Le cou de 67P n’est pas le seul lieu où des jets de gaz sont observés. Les nombreuses structures circulaires sont des puits d’émissions, souvent plus discrets. Des masses d’apparences rocheuses peuvent faire obstacle. En déviant les projections, ils sont alors rayés et égratignés comme le montrent plusieurs clichés de leurs parois.
Il existe aussi des plaques de verglas enfin, disons de la glace qui affleure en surface (les régions les plus brillantes). Ces parties pourraient être récemment mises à nue. Les données collectées par le spectromètre VIRTIS (Visible InfraRed Thermal Imaging Spectrometer) indiquent que la composition de la surface du noyau est globalement homogène, à la fois constituée de poussières et de molécules organiques, riches en carbone.
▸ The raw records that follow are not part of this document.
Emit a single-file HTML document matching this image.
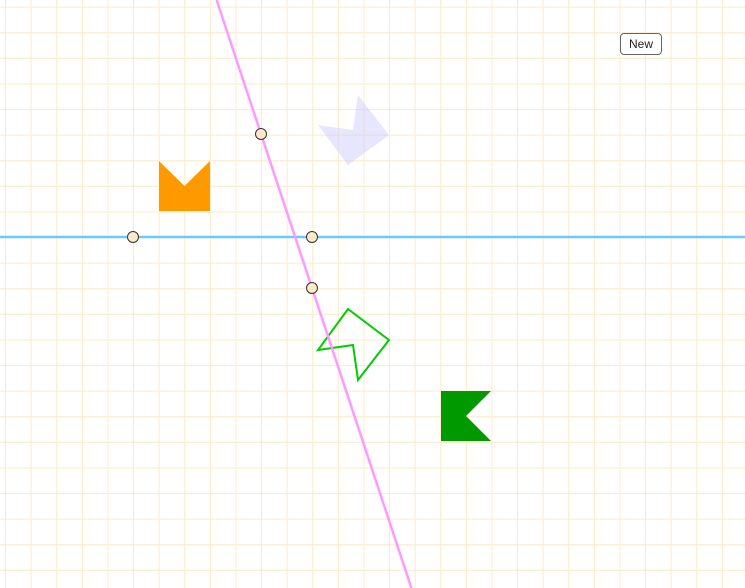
<!DOCTYPE html>
<html><head><meta charset="utf-8"><style>
html,body{margin:0;padding:0;width:745px;height:588px;overflow:hidden;background:#fff}
svg{position:absolute;left:0;top:0}
.btn{position:absolute;left:620px;top:33px;width:40px;height:20px;border:1.5px solid #666;border-radius:4px;background:#fff;font:12px "Liberation Sans",sans-serif;color:#222;text-align:center;line-height:20px}
</style></head><body>
<svg width="745" height="588" viewBox="0 0 745 588">
<defs><pattern id="g" x="5" y="6.6" width="25.6" height="25.6" patternUnits="userSpaceOnUse">
<path d="M0.5 0V25.6M0 0.5H25.6" stroke="#fdeccc" stroke-width="1.2" fill="none"/></pattern></defs>
<rect width="745" height="588" fill="url(#g)"/>
<polygon points="159,161 184.5,186 210,161 210,211 159,211" fill="#ff9900"/>
<polygon points="358,95 389,135 348,165 318,125 353,130" fill="rgba(200,200,255,0.45)"/>
<polygon points="441,391 491,391 466,416 491,441 441,441" fill="#009900"/>
<polygon points="348,309 389,340 358,380 353,345 318,350" fill="none" stroke="#00cc00" stroke-width="2"/>
<line x1="0" y1="237" x2="745" y2="237" stroke="#66ccff" stroke-width="2.5"/>
<line x1="216.6" y1="0" x2="411.4" y2="588" stroke="#ff99ff" stroke-width="2.5"/>
<g fill="#fde8c8" stroke="#333" stroke-width="1">
<circle cx="133" cy="237" r="5.5"/><circle cx="312" cy="237" r="5.5"/>
<circle cx="261" cy="134" r="5.5"/><circle cx="312" cy="288" r="5.5"/></g>
</svg>
<div class="btn">New</div>
</body></html>
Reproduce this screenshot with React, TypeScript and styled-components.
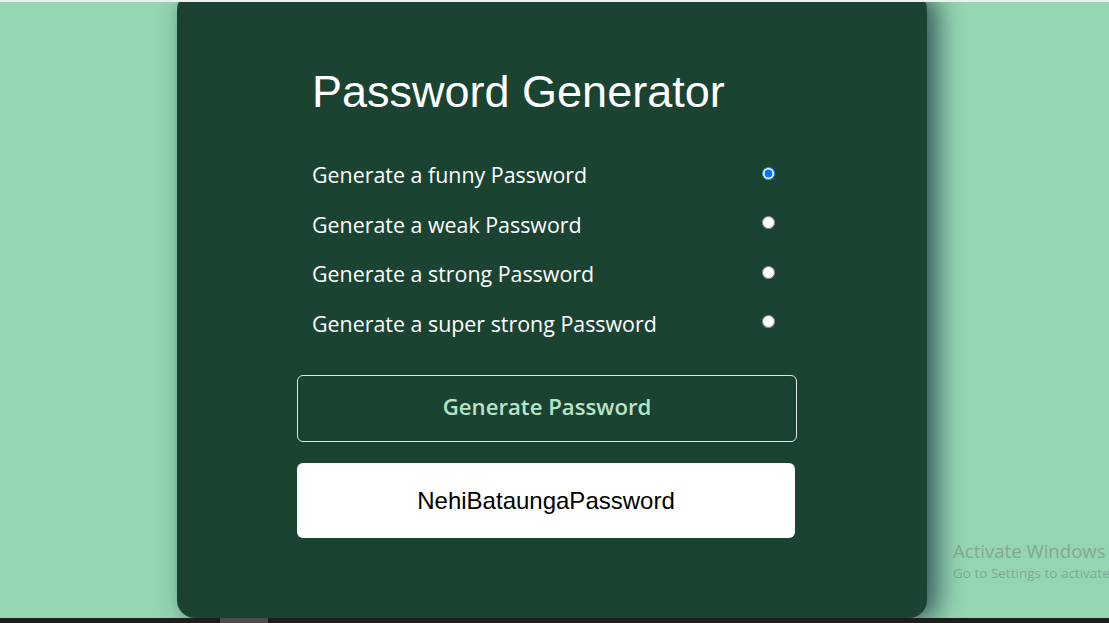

Fissure dans la région d’Anuket, le cou de la comète
Fractures
Parmi les études publiées dans l’édition spéciale de la revue Science (datée du 23 janvier 2015), on apprend que la plupart des lignes de fractures observées sur des falaises rocheuses du noyau cométaire sont provoquées par les importants contrastes de températures que subit l’astre au cours de sa rotation de 12,4 heures. Une fissure longue d’environ 500 m a été repérée dans la région du cou où se rejoignent les deux lobes. Nul ne sait encore si elle va continuer à se développer voire à déchirer le corps céleste.
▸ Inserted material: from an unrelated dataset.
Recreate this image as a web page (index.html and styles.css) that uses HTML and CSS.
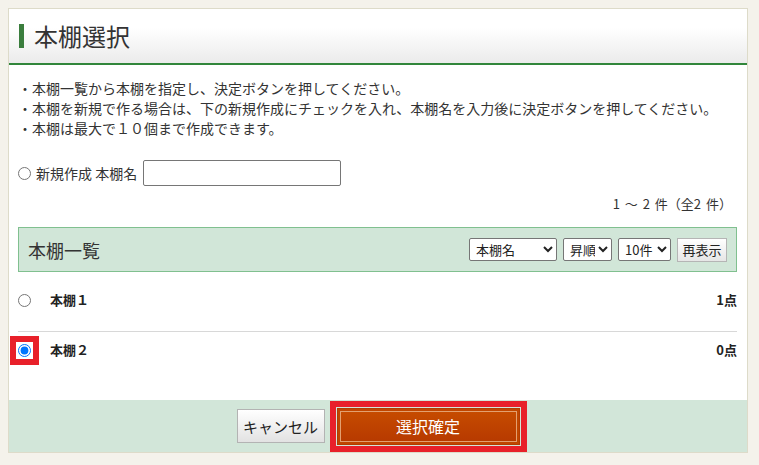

Une chevelure qui s’épaissit
Concernant la formation de la chevelure de la comète 67P/Churyumov-Gerasimenko, les images et les relevés réalisés avec MIRO témoignent, sans surprise, d’un accroissement de l’activité avec une importante dispersion de poussières (environ 100 000 grains de plus de 5 cm). Le noyau perd naturellement de plus en plus d’eau, passant ainsi de 0,3 l/s mesurés en juin 2014 à 1,2 l/s, trois mois plus tard. La plupart est éjectée depuis la région du cou. Il y a aussi du monoxyde et du dioxyde de carbone, mais en règle générale, l’eau domine.